Chapter 1: Origination

In the first chapter of Prehistoric Digital Poetry, Funkhouser addresses text generation, in which poetry is generated by algorithmically arranging words or sentences according to the coding of computer programs. The key idea in this chapter is “permutation,” which is the transformation or reordering of one “base” text, or a set of base texts selected by the poet/programmer or even by the reader/viewer. In 1959 Theo Lutz created what Funkhouser claims is the first “prehistoric” digital poem by using a set of titles and subjects from Franz Kafka’s “The Castle.” Lutz programmed a random number generator to select the subjects and titles and connect them with articles and conjunctions.
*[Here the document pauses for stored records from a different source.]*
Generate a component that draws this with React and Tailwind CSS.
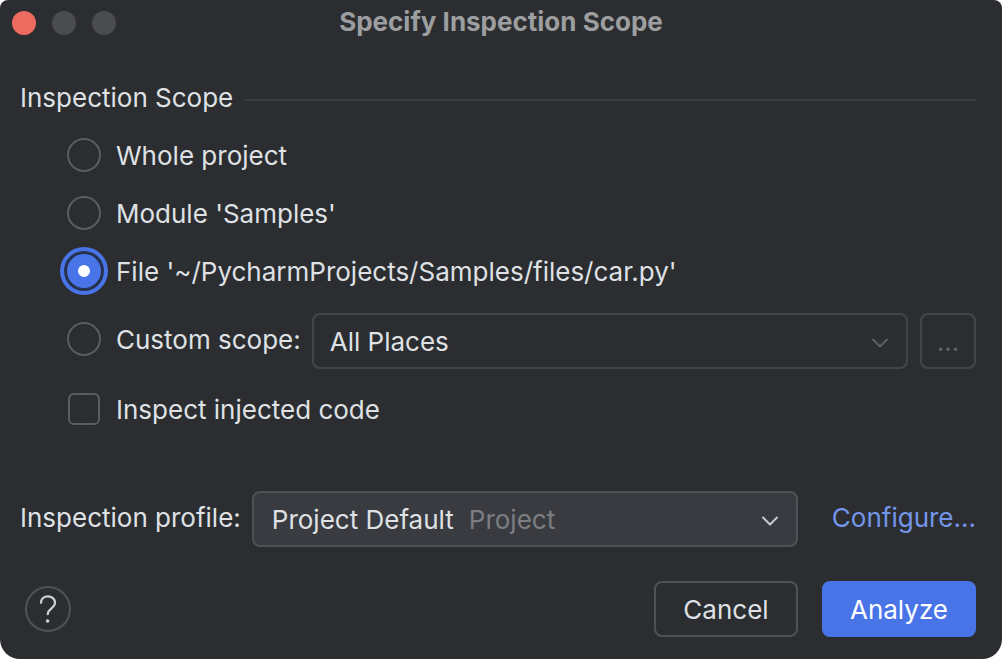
import React, { useState } from 'react';

const radioClass =
    'size-[34px] shrink-0 appearance-none rounded-full border-2 border-[#5a5c60] outline-none checked:border-[11px] checked:border-[#4874e8] checked:bg-white checked:ring-4 checked:ring-[#4874e8] checked:ring-offset-3 checked:ring-offset-[#25324d]';

function TitleBar({ title }) {
    return (
        <header className="relative flex h-[46px] items-center gap-4 px-3">
            <span className="size-6 rounded-full bg-[#ed6a5e]" />
            <span className="size-6 rounded-full bg-[#4b4c4e]" />
            <span className="size-6 rounded-full bg-[#4b4c4e]" />
            <h1 className="pointer-events-none absolute inset-x-0 pb-0.5 text-center font-bold text-[#9d9ea0]">
                {title}
            </h1>
        </header>
    );
}

function Chevron({ className }) {
    return (
        <svg viewBox="0 0 18 12" fill="none" stroke="currentColor" strokeWidth="1.8" strokeLinecap="round" strokeLinejoin="round" className={className}>
            <path d="M2 2.5 9 9.5 16 2.5" />
        </svg>
    );
}

function ScopeRadio({ id, label, scope, setScope }) {
    return (
        <div className="flex h-[58px] items-center gap-[15px]">
            <input
                type="radio"
                name="scope"
                id={id}
                checked={scope === id}
                onChange={() => setScope(id)}
                className={radioClass}
            />
            <label htmlFor={id} className="pt-0.5">{label}</label>
        </div>
    );
}

function App() {
    const [scope, setScope] = useState('file');

    return (
        <div
            role="dialog"
            aria-label="Specify Inspection Scope"
            className="rounded-t-lg rounded-b-[20px] bg-[#2b2d30] pb-[22px] text-[26px] leading-9 text-[#dfe1e5]"
            style={{ fontFamily: 'Inter, sans-serif' }}
        >
            <TitleBar title="Specify Inspection Scope" />

            <form className="pt-[34px] pr-[26px] pl-5" onSubmit={(e) => e.preventDefault()}>
                <div className="flex items-center gap-[11px]">
                    <h2>Inspection Scope</h2>
                    <span className="mt-[3px] h-0.5 flex-1 bg-[#393b40]" />
                </div>

                <div className="pt-[10px] pl-[47px]">
                    <ScopeRadio id="project" label="Whole project" scope={scope} setScope={setScope} />
                    <ScopeRadio id="module" label="Module 'Samples'" scope={scope} setScope={setScope} />
                    <ScopeRadio id="file" label="File '~/PycharmProjects/Samples/files/car.py'" scope={scope} setScope={setScope} />

                    <div className="mt-[13px] flex items-center gap-3">
                        <div className="-mr-px flex items-center gap-[15px] pb-1">
                            <input
                                type="radio"
                                name="scope"
                                id="custom"
                                checked={scope === 'custom'}
                                onChange={() => setScope('custom')}
                                className={radioClass}
                            />
                            <label htmlFor="custom" className="pt-0.5 whitespace-nowrap">Custom scope:</label>
                        </div>
                        <div className="relative flex-1">
                            <select
                                aria-label="Custom scope"
                                className="h-14 w-full appearance-none rounded-lg border-2 border-[#43454a] px-4 pt-0.5 outline-none"
                            >
                                <option>All Places</option>
                            </select>
                            <Chevron className="pointer-events-none absolute top-6 right-[19px] h-3 w-[18px] text-[#5f6165]" />
                        </div>
                        <button type="button" className="h-14 w-14 rounded-lg border-2 border-[#43454a] pt-0.5 text-[#5f6165]">
                            ...
                        </button>
                    </div>

                    <div className="mt-[21px] flex items-center gap-4 pl-px">
                        <input
                            type="checkbox"
                            id="injected"
                            className="size-8 appearance-none rounded-md border-2 border-[#5a5c60] outline-none checked:bg-[#4874e8]"
                        />
                        <label htmlFor="injected" className="pt-0.5">Inspect injected code</label>
                    </div>
                </div>

                <div className="mt-[63px] flex items-center">
                    <label htmlFor="profile" className="mr-[11px] pb-0.5 whitespace-nowrap">Inspection profile:</label>
                    <div className="relative mr-[34px] flex-1">
                        <select
                            id="profile"
                            className="h-14 w-full appearance-none rounded-lg border-2 border-[#4e5157] bg-[#393b40] px-[18px] pt-0.5 outline-none"
                        >
                            <option>Project Default</option>
                        </select>
                        <span className="pointer-events-none absolute top-[11px] left-[217px] text-[#7c7e82]">Project</span>
                        <Chevron className="pointer-events-none absolute top-6 right-[19px] h-3 w-[18px] text-[#ced0d6]" />
                    </div>
                    <a href="#configure" className="pb-0.5 text-[#7396ea]">Configure...</a>
                </div>

                <div className="mt-[34px] flex items-center gap-6">
                    <button
                        type="button"
                        aria-label="Help"
                        className="mr-auto ml-[5px] flex size-[46px] items-center justify-center rounded-full border-2 border-[#505257]"
                    >
                        <svg viewBox="0 0 18 30" fill="none" className="h-[30px] w-[18px]">
                            <path
                                d="M2 8.8C2 4.8 5 2.300 9 2.300s7 2.700 7 6.500c0 5.400-7.200 5.600-7.200 11.400"
                                stroke="#ced0d6"
                                strokeWidth="2.200"
                                strokeLinecap="round"
                            />
                            <circle cx="8.600" cy="27" r="1.800" fill="#ced0d6" />
                        </svg>
                    </button>
                    <button type="button" className="h-14 w-36 rounded-lg border-2 border-[#4e5157] pt-0.5">
                        Cancel
                    </button>
                    <button type="submit" className="h-14 w-[154px] rounded-lg bg-[#4874e8] pt-0.5 text-white">
                        Analyze
                    </button>
                </div>
            </form>
        </div>
    );
}

export default App;
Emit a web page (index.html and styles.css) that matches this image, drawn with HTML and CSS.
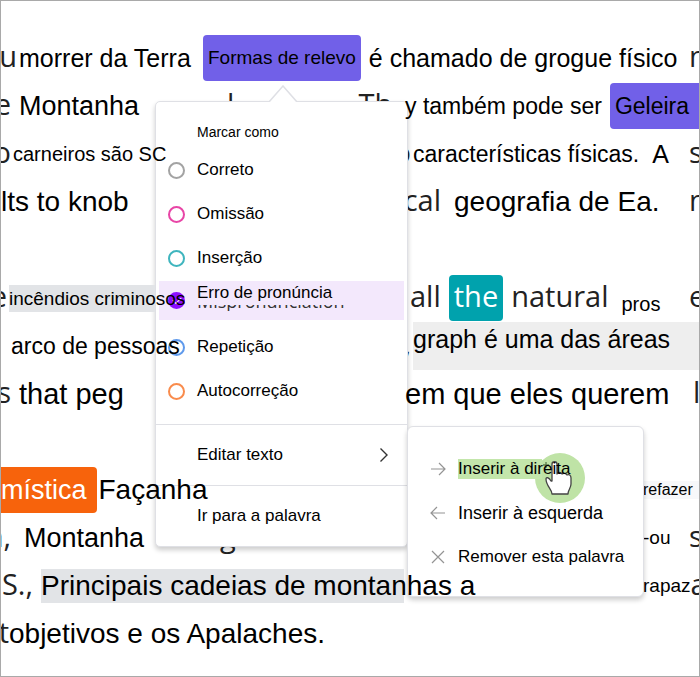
FILE: index.html
```html
<!DOCTYPE html>
<html lang="pt-BR">
<head>
  <meta charset="UTF-8" />
  <meta name="viewport" content="width=device-width, initial-scale=1.0"/>
  <title>Formas de relevo</title>
  <link rel="stylesheet" href="styles.css">
</head>
<body>
  <main class="passage">
    <div class="row">
      <div class="lead">
        <span class="edge full source">u</span>
        <span class="text-m">morrer da Terra</span>
      </div>
      <div class="anchor">
        <button class="chip mispronounced text-xs">Formas de relevo</button>

        <!-- Word menu -->
        <div class="menu">
          <svg class="caret" width="28" height="17" viewBox="0 0 28 17">
            <path d="M0 17 L14 1 L28 17" fill="#fff" stroke="#dfe0e5" stroke-width="1.5"/>
          </svg>
          <fieldset class="marks">
            <legend>Marcar como</legend>
            <label class="mark"><input type="radio" name="mark" class="gray">Correto</label>
            <label class="mark"><input type="radio" name="mark" class="pink">Omissão</label>
            <label class="mark"><input type="radio" name="mark" class="teal">Inserção</label>
            <label class="mark selected">
              <input type="radio" name="mark" class="purple" checked>
              <span class="stacked">Erro de pronúncia<span class="remnant">Mispronunciation</span></span>
            </label>
            <label class="mark"><input type="radio" name="mark" class="blue">Repetição</label>
            <label class="mark"><input type="radio" name="mark" class="orange">Autocorreção</label>
          </fieldset>
          <button class="menu-item">
            Editar texto
            <svg width="10" height="16" viewBox="0 0 10 16" fill="none" stroke="#333" stroke-width="1.4">
              <path d="M1.5 1.5 L8 8 L1.5 14.5"/>
            </svg>
          </button>
          <button class="menu-item">Ir para a palavra</button>

          <!-- Edit submenu -->
          <div class="submenu">
            <button class="sub-item">
              <svg width="16" height="16" viewBox="0 0 16 16" fill="none" stroke="#949494" stroke-width="1.2">
                <path d="M1 8 H15 M9 2 L15 8 L9 14"/>
              </svg>
              <span class="hovered">Inserir à direita</span>
            </button>
            <button class="sub-item strong">
              <svg width="16" height="16" viewBox="0 0 16 16" fill="none" stroke="#949494" stroke-width="1.2">
                <path d="M15 8 H1 M7 2 L1 8 L7 14"/>
              </svg>
              <span>Inserir à esquerda</span>
            </button>
            <button class="sub-item">
              <svg width="16" height="16" viewBox="0 0 16 16" fill="none" stroke="#949494" stroke-width="1.2">
                <path d="M2 2 L14 14 M14 2 L2 14"/>
              </svg>
              <span>Remover esta palavra</span>
            </button>
            <svg class="pointer" width="50" height="50" viewBox="0 0 50 50">
              <circle cx="25" cy="25" r="25" fill="#bfe3a6"/>
              <path d="M17 41 C17 36 11 33 11 26 C11 24 14 24 16 28 L17 28 V11 C17 8 22 8 22 11 V21 C23 19 26 19 27 21 C28 20 31 20 32 22 C34 21 36 22 36 25 V31 C36 35 33 37 33 41 Z" fill="#fff" stroke="#444" stroke-width="1.3" stroke-linejoin="round"/>
              <path d="M11 9 V15 M8 12 H14" fill="none" stroke="#5b7a4a" stroke-width="1.3"/>
            </svg>
          </div>
        </div>
      </div>
      <span class="text-m">é chamado de grogue físico</span>
      <span class="edge-right source">n</span>
    </div>

    <div class="row">
      <div class="left">
        <span class="edge source">e</span>
        <span class="text-l">Montanha</span>
        <span class="beneath far source">l</span>
        <span class="beneath farther source">Th</span>
      </div>
      <span class="text-s over">y também pode ser</span>
      <button class="chip mispronounced cut-right text-s">Geleira</button>
    </div>

    <div class="row">
      <div class="left tight">
        <span class="edge source">o</span>
        <span class="text-sm over">carneiros são SC</span>
      </div>
      <div class="right">
        <span class="edge sliver source">o</span>
        <span class="text-s">características físicas.</span>
      </div>
      <span class="text-m spaced">A</span>
      <span class="edge-right source">s</span>
    </div>

    <div class="row">
      <div class="left"><span class="text-xl">lts to knob</span></div>
      <span class="edge wide source">cal</span>
      <span class="text-xl spaced">geografia de Ea.</span>
      <span class="edge-right source">n</span>
    </div>

    <div class="row new-paragraph">
      <div class="left tight">
        <span class="edge sliver source">e</span>
        <mark class="pause short text-xs over">incêndios criminosos</mark>
      </div>
      <span class="source spaced">all</span>
      <button class="chip insertion source">the</button>
      <span class="source">natural</span>
      <span class="text-sm low spaced">pros</span>
      <span class="edge-right source">e</span>
    </div>

    <div class="row">
      <div class="left tight">
        <span class="edge narrow"></span>
        <span class="text-s over">arco de pessoas</span>
      </div>
      <div class="right">
        <span class="edge sliver source">,</span>
        <mark class="pause fill text-m">graph é uma das áreas</mark>
      </div>
    </div>

    <div class="row">
      <div class="left">
        <span class="edge source">s</span>
        <span class="text-xxl">that peg</span>
      </div>
      <span class="text-xxl over">em que eles querem</span>
      <span class="edge-right thin source">l</span>
    </div>

    <div class="row new-paragraph">
      <div class="left tight">
        <button class="chip self-correction text-l">mística</button>
        <span class="text-xl over">Façanha</span>
      </div>
      <div class="tail"><span class="redo">refazer</span></div>
    </div>

    <div class="row">
      <div class="left">
        <span class="edge source">n,</span>
        <span class="text-l spaced">Montanha</span>
        <span class="beneath near source">g</span>
      </div>
      <div class="tail">
        <span class="text-xs">-ou</span>
        <span class="edge-right source">s</span>
      </div>
    </div>

    <div class="row">
      <div class="left">
        <span class="edge medium source">S.,</span>
        <mark class="pause long text-xl over">Principais cadeias de montanhas a</mark>
      </div>
      <div class="tail over">
        <span class="text-xs">rapaz</span>
        <span class="edge-right source">a</span>
      </div>
    </div>

    <div class="row tight">
      <span class="edge narrow source">t</span>
      <span class="text-xl">objetivos e os Apalaches.</span>
    </div>
  </main>
</body>
</html>
```
FILE: styles.css
```css
* {
  box-sizing: border-box;
}

body {
  margin: 0;
  font-family: "Liberation Sans", Arial, sans-serif;
  background: #fff;
  color: #000;
}

button {
  font-family: inherit;
  color: inherit;
  border: none;
  background: none;
  padding: 0;
  cursor: pointer;
}

.passage {
  min-height: 100vh;
  border: 1px solid #a9a9a9;
  padding-top: 33px;
  overflow: hidden;
}

.row {
  display: flex;
  align-items: center;
  gap: 8px;
  height: 48px;
  white-space: nowrap;
}

.row.new-paragraph {
  margin-top: 48px;
}

.row.tight {
  gap: 0;
}

.left {
  display: flex;
  align-items: center;
  flex: none;
  gap: 8px;
  width: 396px;
  height: 48px;
}

.left.tight {
  gap: 2px;
}

.lead {
  display: flex;
  align-items: center;
  flex: none;
  gap: 2px;
  width: 194px;
}

.right {
  display: flex;
  align-items: center;
  flex: 0 1 auto;
  gap: 2px;
}

.right:last-child {
  flex: 1;
}

.tail {
  display: flex;
  align-items: center;
  width: 56px;
  margin-left: auto;
}

/* Text sizes */
.text-xs {
  font-size: 19px;
}

.text-sm {
  font-size: 20px;
}

.text-s {
  font-size: 23px;
}

.text-m {
  font-size: 25px;
}

.text-l {
  font-size: 27px;
}

.text-xl {
  font-size: 28px;
}

.text-xxl {
  font-size: 29px;
}

.source {
  padding-bottom: 5px;
  font-family: "Open Sans", "Noto Sans", sans-serif;
  font-size: 29px;
  color: #222;
}

.spaced {
  margin-left: 5px;
}

/* Letters cut off by the sides of the passage */
.edge {
  display: flex;
  justify-content: flex-end;
  flex: none;
  width: 10px;
  overflow: hidden;
}

.edge.full {
  width: 16px;
}

.edge.narrow {
  width: 8px;
}

.edge.sliver {
  width: 6px;
}

.edge.medium {
  width: 32px;
}

.edge.wide {
  width: 36px;
}

.edge-right {
  width: 10px;
  margin-left: auto;
  overflow: hidden;
}

.edge-right.thin {
  width: 6px;
}

/* Words above and below the menu */
.over {
  position: relative;
  z-index: 3;
}

.beneath.near {
  margin-left: 68px;
}

.beneath.far {
  margin-left: 80px;
}

.beneath.farther {
  margin-left: 116px;
}

.low {
  padding-top: 12px;
}

/* Marked words */
.chip {
  flex: none;
  height: 46px;
  padding: 0 5px;
  border-radius: 4px;
}

.chip.mispronounced {
  background: #7160e8;
}

.chip.insertion {
  padding-bottom: 5px;
  background: #00a2ad;
  color: #fff;
}

.chip.self-correction {
  background: #f7630c;
  color: #fff;
  padding: 0 10px 0 0;
  border-radius: 0 4px 4px 0;
}

.chip.cut-right {
  flex: 1;
  text-align: left;
  border-radius: 4px 0 0 4px;
}

.pause {
  background: #e2e4e7;
  color: #000;
  line-height: 34px;
}

.pause.short {
  width: 146px;
  line-height: 27px;
}

.pause.long {
  width: 363px;
}

.pause.fill {
  flex: 1;
  height: 48px;
  background: #eee;
}

.redo {
  flex: 1;
  font-size: 16px;
  background: #f7f8fa;
}

/* Menu */
.anchor {
  position: relative;
  flex: none;
}

.menu {
  position: absolute;
  z-index: 2;
  top: 66px;
  left: -48px;
  width: 253px;
  background: #fff;
  border: 1px solid #dfe0e5;
  border-radius: 5px;
  box-shadow: 0 3px 5px rgba(0, 0, 0, 0.2);
  font-size: 17px;
}

.caret {
  position: absolute;
  top: -17px;
  left: 113px;
}

.marks {
  margin: 0;
  padding: 0 3px 11px;
  border: none;
}

.marks legend {
  padding: 21px 0 7px 38px;
  font-size: 14px;
  line-height: 18px;
}

.mark {
  display: flex;
  align-items: center;
  gap: 12px;
  height: 44px;
  padding-left: 9px;
}

.mark.selected {
  height: 39px;
  margin: 1px 0 5px;
  background: #f3e8fc;
}

.mark input {
  appearance: none;
  flex: none;
  width: 17px;
  height: 17px;
  margin: 0;
  border: 2px solid;
  border-radius: 50%;
}

.gray {
  color: #a3a3a3;
}

.pink {
  color: #e845a6;
}

.teal {
  color: #3fb5be;
}

.blue {
  color: #5f9aec;
}

.orange {
  color: #f98b4c;
}

.purple {
  color: #8c0fff;
  background: #8c0fff;
}

.purple::before {
  content: "";
  display: block;
  width: 7px;
  height: 4px;
  margin: 3px;
  border-left: 1px solid #fff;
  border-bottom: 1px solid #fff;
  transform: rotate(-45deg);
}

.stacked {
  align-self: flex-start;
  line-height: 24px;
}

.remnant {
  display: flex;
  align-items: flex-end;
  height: 6px;
  overflow: hidden;
  font-family: "Open Sans", "Noto Sans", sans-serif;
  font-size: 18px;
  line-height: 20px;
  color: #333;
}

.menu-item {
  display: flex;
  align-items: center;
  justify-content: space-between;
  width: 100%;
  height: 61px;
  padding: 0 18px 0 41px;
  border-top: 1px solid #dfe0e5;
  font-size: 17px;
}

.submenu {
  position: absolute;
  top: 324px;
  left: 251px;
  width: 237px;
  padding: 20px 0 17px;
  background: #fff;
  border: 1px solid #dfe0e5;
  border-radius: 6px;
  box-shadow: 0 3px 5px rgba(0, 0, 0, 0.2);
}

.sub-item {
  display: flex;
  align-items: center;
  gap: 12px;
  width: 100%;
  height: 44px;
  padding-left: 22px;
  font-size: 17px;
}

.sub-item.strong {
  font-size: 18px;
}

/* The label runs past its highlight and over the pointer */
.hovered {
  position: relative;
  z-index: 1;
  width: 84px;
  background: #c3e6ab;
  text-align: left;
  white-space: nowrap;
}

.pointer {
  position: absolute;
  top: 26px;
  left: 127px;
  pointer-events: none;
}
```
The affect of such a poem seems to be to create a new perspective on the Kafka work, assuming that the reader is familiar with the references. While it is not a new sort of poem at all (one thinks of myriad pre-digital practices such as cut-ups), the introduction of the digital increases the possibility for a truly “random” arrangement. Funkhouser later references John Cage, who claimed text generating programs assisted him in "disconnecting from the ego" and advanced his study of nonintention in art, where the artist is no longer required to make decisions about compositions. Before using a computer program, Cage had to do a lot of his “randomizing” manually, so the use of digital technology in Cage’s works simultaneously obscures and calls attention to the materiality of the poetry.